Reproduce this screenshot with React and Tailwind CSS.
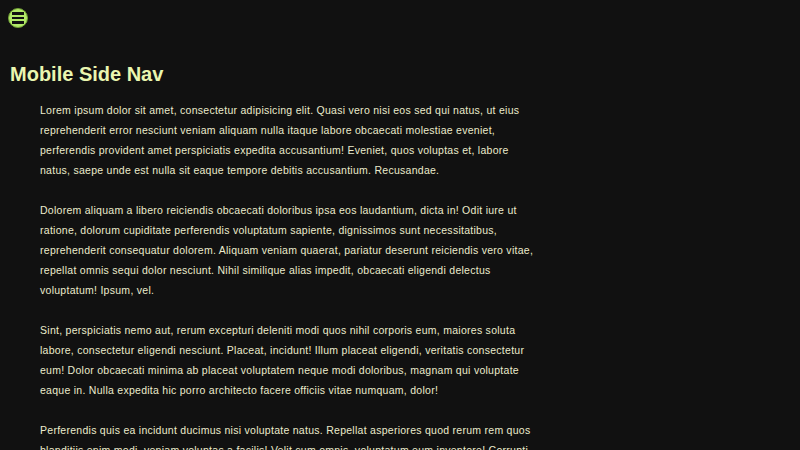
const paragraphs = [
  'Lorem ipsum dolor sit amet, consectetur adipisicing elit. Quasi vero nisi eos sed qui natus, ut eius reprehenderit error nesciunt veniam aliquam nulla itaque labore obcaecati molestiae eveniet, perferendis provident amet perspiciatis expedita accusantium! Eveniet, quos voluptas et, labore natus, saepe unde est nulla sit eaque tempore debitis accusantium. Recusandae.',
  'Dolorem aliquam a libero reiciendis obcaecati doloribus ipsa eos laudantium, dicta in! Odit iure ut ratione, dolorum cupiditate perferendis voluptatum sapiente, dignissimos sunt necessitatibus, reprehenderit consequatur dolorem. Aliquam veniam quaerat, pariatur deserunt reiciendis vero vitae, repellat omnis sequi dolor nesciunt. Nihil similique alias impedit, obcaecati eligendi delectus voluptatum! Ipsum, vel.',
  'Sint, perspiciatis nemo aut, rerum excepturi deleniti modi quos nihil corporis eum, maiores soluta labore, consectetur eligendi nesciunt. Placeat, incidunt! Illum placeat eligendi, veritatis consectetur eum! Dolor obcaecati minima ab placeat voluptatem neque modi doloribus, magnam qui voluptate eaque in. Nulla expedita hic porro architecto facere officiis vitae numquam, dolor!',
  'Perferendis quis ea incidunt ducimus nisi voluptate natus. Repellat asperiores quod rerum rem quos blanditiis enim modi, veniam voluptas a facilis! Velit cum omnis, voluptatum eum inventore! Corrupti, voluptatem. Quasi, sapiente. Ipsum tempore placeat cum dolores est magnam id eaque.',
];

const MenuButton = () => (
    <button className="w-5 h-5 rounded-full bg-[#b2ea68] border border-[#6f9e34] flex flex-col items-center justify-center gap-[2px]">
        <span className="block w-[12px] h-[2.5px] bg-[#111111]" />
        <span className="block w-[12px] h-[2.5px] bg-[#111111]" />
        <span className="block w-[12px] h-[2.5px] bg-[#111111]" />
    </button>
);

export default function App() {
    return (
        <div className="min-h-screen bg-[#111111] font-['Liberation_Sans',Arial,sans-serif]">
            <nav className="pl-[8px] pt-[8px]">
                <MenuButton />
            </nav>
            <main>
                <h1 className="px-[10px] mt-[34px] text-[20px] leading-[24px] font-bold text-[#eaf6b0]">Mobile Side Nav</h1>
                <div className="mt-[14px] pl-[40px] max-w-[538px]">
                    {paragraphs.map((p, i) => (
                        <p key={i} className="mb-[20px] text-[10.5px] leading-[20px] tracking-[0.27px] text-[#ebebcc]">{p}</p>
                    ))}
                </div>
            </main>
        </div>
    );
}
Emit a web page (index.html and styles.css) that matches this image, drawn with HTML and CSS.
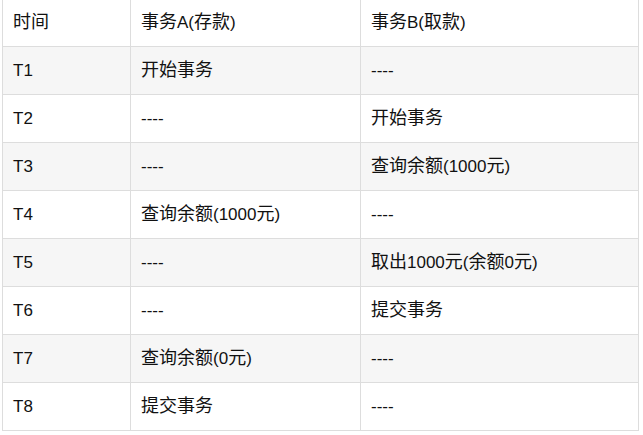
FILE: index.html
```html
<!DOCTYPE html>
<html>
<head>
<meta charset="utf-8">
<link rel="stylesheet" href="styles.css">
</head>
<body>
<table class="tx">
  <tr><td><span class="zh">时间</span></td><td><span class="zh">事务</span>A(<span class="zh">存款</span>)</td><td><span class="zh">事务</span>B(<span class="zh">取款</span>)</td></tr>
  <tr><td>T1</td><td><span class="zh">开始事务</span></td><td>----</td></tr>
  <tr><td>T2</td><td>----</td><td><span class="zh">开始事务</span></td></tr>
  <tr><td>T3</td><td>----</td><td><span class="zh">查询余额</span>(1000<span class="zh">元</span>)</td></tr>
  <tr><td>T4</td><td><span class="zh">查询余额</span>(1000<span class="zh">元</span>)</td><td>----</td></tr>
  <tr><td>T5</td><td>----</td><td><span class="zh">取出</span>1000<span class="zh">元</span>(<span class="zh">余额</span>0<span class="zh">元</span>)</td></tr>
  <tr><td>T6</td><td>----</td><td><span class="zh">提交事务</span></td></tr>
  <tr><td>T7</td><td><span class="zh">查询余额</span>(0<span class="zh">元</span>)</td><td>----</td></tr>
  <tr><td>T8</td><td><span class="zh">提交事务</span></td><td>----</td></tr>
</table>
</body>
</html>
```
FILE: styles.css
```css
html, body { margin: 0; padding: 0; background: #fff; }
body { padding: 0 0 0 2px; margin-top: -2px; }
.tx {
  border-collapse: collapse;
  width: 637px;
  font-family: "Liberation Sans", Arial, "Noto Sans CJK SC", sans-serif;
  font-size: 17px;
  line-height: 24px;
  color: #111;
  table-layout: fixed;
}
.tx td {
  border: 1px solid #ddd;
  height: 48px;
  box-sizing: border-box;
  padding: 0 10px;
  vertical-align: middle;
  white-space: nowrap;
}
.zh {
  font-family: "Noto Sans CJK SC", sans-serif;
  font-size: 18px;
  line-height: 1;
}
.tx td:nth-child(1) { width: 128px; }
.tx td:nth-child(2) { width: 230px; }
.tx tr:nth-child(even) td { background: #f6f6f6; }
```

### [THE PROBLEM]
Leave images out of the retyped records; keep all else exact.

### [CORRECT RESULT]
Reproduce this screenshot with React and Tailwind CSS.
const paragraphs = [
  'Lorem ipsum dolor sit amet, consectetur adipisicing elit. Quasi vero nisi eos sed qui natus, ut eius reprehenderit error nesciunt veniam aliquam nulla itaque labore obcaecati molestiae eveniet, perferendis provident amet perspiciatis expedita accusantium! Eveniet, quos voluptas et, labore natus, saepe unde est nulla sit eaque tempore debitis accusantium. Recusandae.',
  'Dolorem aliquam a libero reiciendis obcaecati doloribus ipsa eos laudantium, dicta in! Odit iure ut ratione, dolorum cupiditate perferendis voluptatum sapiente, dignissimos sunt necessitatibus, reprehenderit consequatur dolorem. Aliquam veniam quaerat, pariatur deserunt reiciendis vero vitae, repellat omnis sequi dolor nesciunt. Nihil similique alias impedit, obcaecati eligendi delectus voluptatum! Ipsum, vel.',
  'Sint, perspiciatis nemo aut, rerum excepturi deleniti modi quos nihil corporis eum, maiores soluta labore, consectetur eligendi nesciunt. Placeat, incidunt! Illum placeat eligendi, veritatis consectetur eum! Dolor obcaecati minima ab placeat voluptatem neque modi doloribus, magnam qui voluptate eaque in. Nulla expedita hic porro architecto facere officiis vitae numquam, dolor!',
  'Perferendis quis ea incidunt ducimus nisi voluptate natus. Repellat asperiores quod rerum rem quos blanditiis enim modi, veniam voluptas a facilis! Velit cum omnis, voluptatum eum inventore! Corrupti, voluptatem. Quasi, sapiente. Ipsum tempore placeat cum dolores est magnam id eaque.',
];

const MenuButton = () => (
    <button className="w-5 h-5 rounded-full bg-[#b2ea68] border border-[#6f9e34] flex flex-col items-center justify-center gap-[2px]">
        <span className="block w-[12px] h-[2.5px] bg-[#111111]" />
        <span className="block w-[12px] h-[2.5px] bg-[#111111]" />
        <span className="block w-[12px] h-[2.5px] bg-[#111111]" />
    </button>
);

export default function App() {
    return (
        <div className="min-h-screen bg-[#111111] font-['Liberation_Sans',Arial,sans-serif]">
            <nav className="pl-[8px] pt-[8px]">
                <MenuButton />
            </nav>
            <main>
                <h1 className="px-[10px] mt-[34px] text-[20px] leading-[24px] font-bold text-[#eaf6b0]">Mobile Side Nav</h1>
                <div className="mt-[14px] pl-[40px] max-w-[538px]">
                    {paragraphs.map((p, i) => (
                        <p key={i} className="mb-[20px] text-[10.5px] leading-[20px] tracking-[0.27px] text-[#ebebcc]">{p}</p>
                    ))}
                </div>
            </main>
        </div>
    );
}
Emit a web page (index.html and styles.css) that matches this image, drawn with HTML and CSS.
FILE: index.html
```html
<!DOCTYPE html>
<html>
<head>
<meta charset="utf-8">
<link rel="stylesheet" href="styles.css">
</head>
<body>
<table class="tx">
  <tr><td><span class="zh">时间</span></td><td><span class="zh">事务</span>A(<span class="zh">存款</span>)</td><td><span class="zh">事务</span>B(<span class="zh">取款</span>)</td></tr>
  <tr><td>T1</td><td><span class="zh">开始事务</span></td><td>----</td></tr>
  <tr><td>T2</td><td>----</td><td><span class="zh">开始事务</span></td></tr>
  <tr><td>T3</td><td>----</td><td><span class="zh">查询余额</span>(1000<span class="zh">元</span>)</td></tr>
  <tr><td>T4</td><td><span class="zh">查询余额</span>(1000<span class="zh">元</span>)</td><td>----</td></tr>
  <tr><td>T5</td><td>----</td><td><span class="zh">取出</span>1000<span class="zh">元</span>(<span class="zh">余额</span>0<span class="zh">元</span>)</td></tr>
  <tr><td>T6</td><td>----</td><td><span class="zh">提交事务</span></td></tr>
  <tr><td>T7</td><td><span class="zh">查询余额</span>(0<span class="zh">元</span>)</td><td>----</td></tr>
  <tr><td>T8</td><td><span class="zh">提交事务</span></td><td>----</td></tr>
</table>
</body>
</html>
```
FILE: styles.css
```css
html, body { margin: 0; padding: 0; background: #fff; }
body { padding: 0 0 0 2px; margin-top: -2px; }
.tx {
  border-collapse: collapse;
  width: 637px;
  font-family: "Liberation Sans", Arial, "Noto Sans CJK SC", sans-serif;
  font-size: 17px;
  line-height: 24px;
  color: #111;
  table-layout: fixed;
}
.tx td {
  border: 1px solid #ddd;
  height: 48px;
  box-sizing: border-box;
  padding: 0 10px;
  vertical-align: middle;
  white-space: nowrap;
}
.zh {
  font-family: "Noto Sans CJK SC", sans-serif;
  font-size: 18px;
  line-height: 1;
}
.tx td:nth-child(1) { width: 128px; }
.tx td:nth-child(2) { width: 230px; }
.tx tr:nth-child(even) td { background: #f6f6f6; }
```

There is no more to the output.